Once dismissed as inadequate for high transaction volumes, the open-source database's improved performance and low cost are winning new converts -- and shaking up the status quo in the database world.

By Mark Hall
October 13, 2003 12:00 PM ET

Computerworld - MySQL infuriated a janitor one night in the New York headquarters of The Associated Press. Because of a successful adoption of the open-source database, the IT staffers there figured they no longer needed their DB2 manuals. So they dumped them all in the trash.


"He looked at the manuals, and there were stacks of them, got angry, said he'd come back for them later and stormed out," recalls Michael Welles, a database consultant on the project. "All because of MySQL."

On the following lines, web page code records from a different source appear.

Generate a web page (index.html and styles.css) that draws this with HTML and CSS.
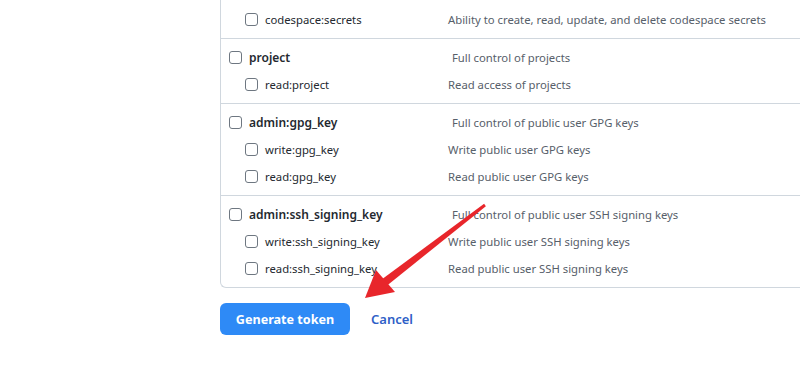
FILE: index.html
```html
<!DOCTYPE html>
<html lang="en">
<head>
    <meta charset="UTF-8">
    <meta name="viewport" content="width=device-width, initial-scale=1.0">
    <title>New personal access token - Scopes</title>
    <link rel="stylesheet" href="styles.css">
</head>
<body>
    <div class="page">
        <div class="scope-box">
            <div class="scope-group first">
                <div class="scope-row sub">
                    <label class="scope-name"><span class="check"></span>codespace:secrets</label>
                    <span class="scope-desc">Ability to create, read, update, and delete codespace secrets</span>
                </div>
            </div>

            <div class="scope-group">
                <div class="scope-row top">
                    <label class="scope-name"><span class="check"></span>project</label>
                    <span class="scope-desc">Full control of projects</span>
                </div>
                <div class="scope-row sub">
                    <label class="scope-name"><span class="check"></span>read:project</label>
                    <span class="scope-desc">Read access of projects</span>
                </div>
            </div>

            <div class="scope-group">
                <div class="scope-row top">
                    <label class="scope-name"><span class="check"></span>admin:gpg_key</label>
                    <span class="scope-desc">Full control of public user GPG keys</span>
                </div>
                <div class="scope-row sub">
                    <label class="scope-name"><span class="check"></span>write:gpg_key</label>
                    <span class="scope-desc">Write public user GPG keys</span>
                </div>
                <div class="scope-row sub">
                    <label class="scope-name"><span class="check"></span>read:gpg_key</label>
                    <span class="scope-desc">Read public user GPG keys</span>
                </div>
            </div>

            <div class="scope-group">
                <div class="scope-row top">
                    <label class="scope-name"><span class="check"></span>admin:ssh_signing_key</label>
                    <span class="scope-desc">Full control of public user SSH signing keys</span>
                </div>
                <div class="scope-row sub">
                    <label class="scope-name"><span class="check"></span>write:ssh_signing_key</label>
                    <span class="scope-desc">Write public user SSH signing keys</span>
                </div>
                <div class="scope-row sub">
                    <label class="scope-name"><span class="check"></span>read:ssh_signing_key</label>
                    <span class="scope-desc">Read public user SSH signing keys</span>
                </div>
            </div>
        </div>

        <div class="actions">
            <button class="generate-btn">Generate token</button>
            <a class="cancel-link" href="#">Cancel</a>
        </div>
    </div>

    <!-- annotation arrow drawn over the page -->
    <svg class="arrow" width="800" height="383" viewBox="0 0 800 383">
        <polygon points="485.9,206.2 484.1,203.8 382.6,278.8 387.4,285.2" fill="#e8262b"/>
        <polygon points="365,298 376,270 395,292" fill="#e8262b"/>
    </svg>
</body>
</html>
```

FILE: styles.css
```css
* {
    margin: 0;
    padding: 0;
    box-sizing: border-box;
}

body {
    font-family: "Noto Sans", "Open Sans", sans-serif;
    font-size: 11.3px;
    color: #24292f;
    background: #ffffff;
    width: 800px;
    height: 383px;
    overflow: hidden;
    position: relative;
}

.page {
    padding-left: 220px;
}

.scope-box {
    width: 580px;
    border-left: 1px solid #d0d7de;
    border-bottom: 1px solid #d0d7de;
    border-bottom-left-radius: 6px;
}

.scope-group {
    border-top: 1px solid #d0d7de;
    padding: 5px 0;
}

.scope-group.first {
    border-top: none;
    padding-top: 6px;
}

.scope-row {
    display: flex;
    align-items: center;
    height: 27px;
}

.scope-name {
    display: flex;
    align-items: center;
    white-space: nowrap;
}

.scope-row.top .scope-name {
    padding-left: 8px;
    width: 231px;
    font-size: 12px;
    font-weight: 600;
}

.scope-row.sub .scope-name {
    padding-left: 24px;
    width: 227px;
}

.check {
    width: 13px;
    height: 13px;
    border: 1px solid #6e7781;
    border-radius: 3px;
    margin-right: 7px;
    flex-shrink: 0;
}

.scope-desc {
    color: #57606a;
    white-space: nowrap;
}

.actions {
    display: flex;
    align-items: center;
    margin-top: 15px;
}

.generate-btn {
    width: 130px;
    height: 32px;
    background: #2e8af6;
    color: #ffffff;
    border: none;
    border-radius: 6px;
    font-family: inherit;
    font-size: 12.6px;
    font-weight: 700;
}

.cancel-link {
    margin-left: 21px;
    color: #2f5fc7;
    font-size: 13px;
    font-weight: 600;
    text-decoration: none;
}

.arrow {
    position: absolute;
    top: 0;
    left: 0;
    pointer-events: none;
}
```
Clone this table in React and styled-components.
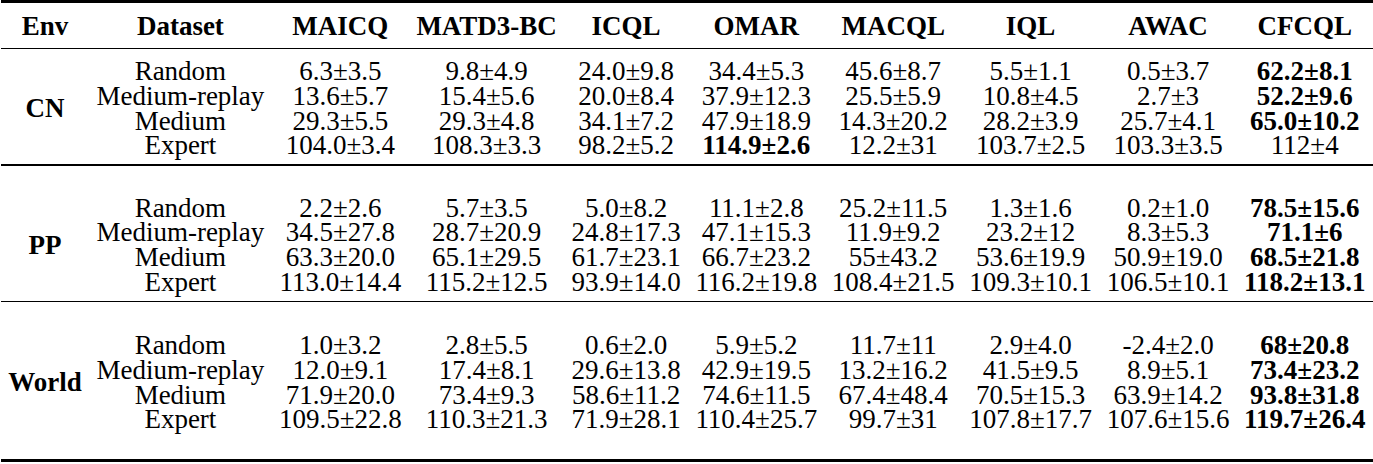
import React from 'react'
import styled, { createGlobalStyle } from 'styled-components'

const GlobalStyle = createGlobalStyle`
    body {
        margin: 0;
        background: #fff;
    }
`

const columns = ['MAICQ', 'MATD3-BC', 'ICQL', 'OMAR', 'MACQL', 'IQL', 'AWAC', 'CFCQL']

// a value written with a leading * is printed in bold
const blocks = [
    {
        env: 'CN',
        before: 10,
        rows: [
            ['Random', '6.3±3.5', '9.8±4.9', '24.0±9.8', '34.4±5.3', '45.6±8.7', '5.5±1.1', '0.5±3.7', '*62.2±8.1'],
            ['Medium-replay', '13.6±5.7', '15.4±5.6', '20.0±8.4', '37.9±12.3', '25.5±5.9', '10.8±4.5', '2.7±3', '*52.2±9.6'],
            ['Medium', '29.3±5.5', '29.3±4.8', '34.1±7.2', '47.9±18.9', '14.3±20.2', '28.2±3.9', '25.7±4.1', '*65.0±10.2'],
            ['Expert', '104.0±3.4', '108.3±3.3', '98.2±5.2', '*114.9±2.6', '12.2±31', '103.7±2.5', '103.3±3.5', '112±4'],
        ],
    },
    {
        env: 'PP',
        before: 30,
        rows: [
            ['Random', '2.2±2.6', '5.7±3.5', '5.0±8.2', '11.1±2.8', '25.2±11.5', '1.3±1.6', '0.2±1.0', '*78.5±15.6'],
            ['Medium-replay', '34.5±27.8', '28.7±20.9', '24.8±17.3', '47.1±15.3', '11.9±9.2', '23.2±12', '8.3±5.3', '*71.1±6'],
            ['Medium', '63.3±20.0', '65.1±29.5', '61.7±23.1', '66.7±23.2', '55±43.2', '53.6±19.9', '50.9±19.0', '*68.5±21.8'],
            ['Expert', '113.0±14.4', '115.2±12.5', '93.9±14.0', '116.2±19.8', '108.4±21.5', '109.3±10.1', '106.5±10.1', '*118.2±13.1'],
        ],
    },
    {
        env: 'World',
        before: 31,
        rows: [
            ['Random', '1.0±3.2', '2.8±5.5', '0.6±2.0', '5.9±5.2', '11.7±11', '2.9±4.0', '-2.4±2.0', '*68±20.8'],
            ['Medium-replay', '12.0±9.1', '17.4±8.1', '29.6±13.8', '42.9±19.5', '13.2±16.2', '41.5±9.5', '8.9±5.1', '*73.4±23.2'],
            ['Medium', '71.9±20.0', '73.4±9.3', '58.6±11.2', '74.6±11.5', '67.4±48.4', '70.5±15.3', '63.9±14.2', '*93.8±31.8'],
            ['Expert', '109.5±22.8', '110.3±21.3', '71.9±28.1', '110.4±25.7', '99.7±31', '107.8±17.7', '107.6±15.6', '*119.7±26.4'],
        ],
    },
]

const App = () => {
    return (
        <>
            <GlobalStyle />
            <Table>
                <Rule $heavy $below={11} />
                <Head>Env</Head>
                <Head>Dataset</Head>
                {columns.map((name) => <Head key={name}>{name}</Head>)}
                {blocks.map((block, b) => (
                    <React.Fragment key={block.env}>
                        <Rule $above={b === 0 ? 9.5 : 6} $below={block.before} />
                        <EnvLabel>{block.env}</EnvLabel>
                        {block.rows.map((row) =>
                            row.map((value, i) => {
                                const bold = value.startsWith('*')
                                return (
                                    <Cell key={block.env + row[0] + i} $bold={bold}>
                                        {bold ? value.slice(1) : value}
                                    </Cell>
                                )
                            })
                        )}
                    </React.Fragment>
                ))}
                <Rule $heavy $above={27} />
            </Table>
        </>
    )
}

const Table = styled.div`
    display: grid;
    grid-template-columns: repeat(10, auto);
    width: max-content;
    margin-left: 1px;
    font-family: "Liberation Serif", "Times New Roman", serif;
    font-size: 27px;
    line-height: 24.8px;
    color: #000;
`

const Rule = styled.div`
    grid-column: 1 / -1;
    height: ${(p) => (p.$heavy ? '2.5px' : '1.3px')};
    background: #000;
    margin-top: ${(p) => p.$above || 0}px;
    margin-bottom: ${(p) => p.$below || 0}px;
`

const Cell = styled.div`
    padding: 0 7.3px;
    text-align: center;
    white-space: nowrap;
    font-weight: ${(p) => (p.$bold ? 700 : 400)};
`

const Head = styled(Cell)`
    font-weight: 700;
`

const EnvLabel = styled(Cell)`
    grid-row: span 4;
    align-self: center;
    font-weight: 700;
`

export default App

MySQL is also upsetting the entire database market. Charles Garry, an analyst at Meta Group Inc. in Stamford, Conn., hails it as "a disruptive technology" that's commoditizing databases—so much so, he says, that "the future of the database market will be the standardization on MySQL."


Strong words, but adherents of the open-source database are passionate supporters, and they number in the millions. These users are drawn to it because it offers high performance, ease of use and a feature set broad enough to handle most of their database development needs. And it's cheap.


Indeed, MySQL's low cost never fails to come up in conversation with users. Mark Cotner, manager of network application development at Cox Communications Inc. in Atlanta, points out that his MySQL-based application cost less than $90,000 from soup to nuts, including the Intel-based servers, programming time and the approximately $4,000 annual license and support payments to MySQL AB, the Uppsala, Sweden-based company that oversees the development and distribution of the open-source database. An Oracle database license for the project would have totaled $300,000 by itself, he says.


Cotner is far from the only person with a MySQL money-saving story. Another is Dwight Clark, an IT specialist and systems analyst for the Marshall Space Flight Center Procurement Office at NASA. He says the NASA Acquisition Internet Service (NAIS) migrated an Oracle database to MySQL because a price restructuring by Oracle Corp. meant the licensing costs alone for a simple upgrade would be "more than twice the NAIS annual budget."


Fast and Easy


But free source code and inexpensive licensing aren't the only reasons why users sing MySQL's praises. Performance also rises to the top of the list.


Cotner says that the 700GB data warehouse he built "is very, very fast." The application atop the database gathers monitoring information via Simple Network Management Protocol on Cox's 1.2 million cable modems in the field. With it, Cox is now able to supply critical service data to analysts and technical support staff.


"The most expensive part of running a cable company is managing the last mile," he says. "So if we can do that more intelligently, we can save the company money and improve customer satisfaction."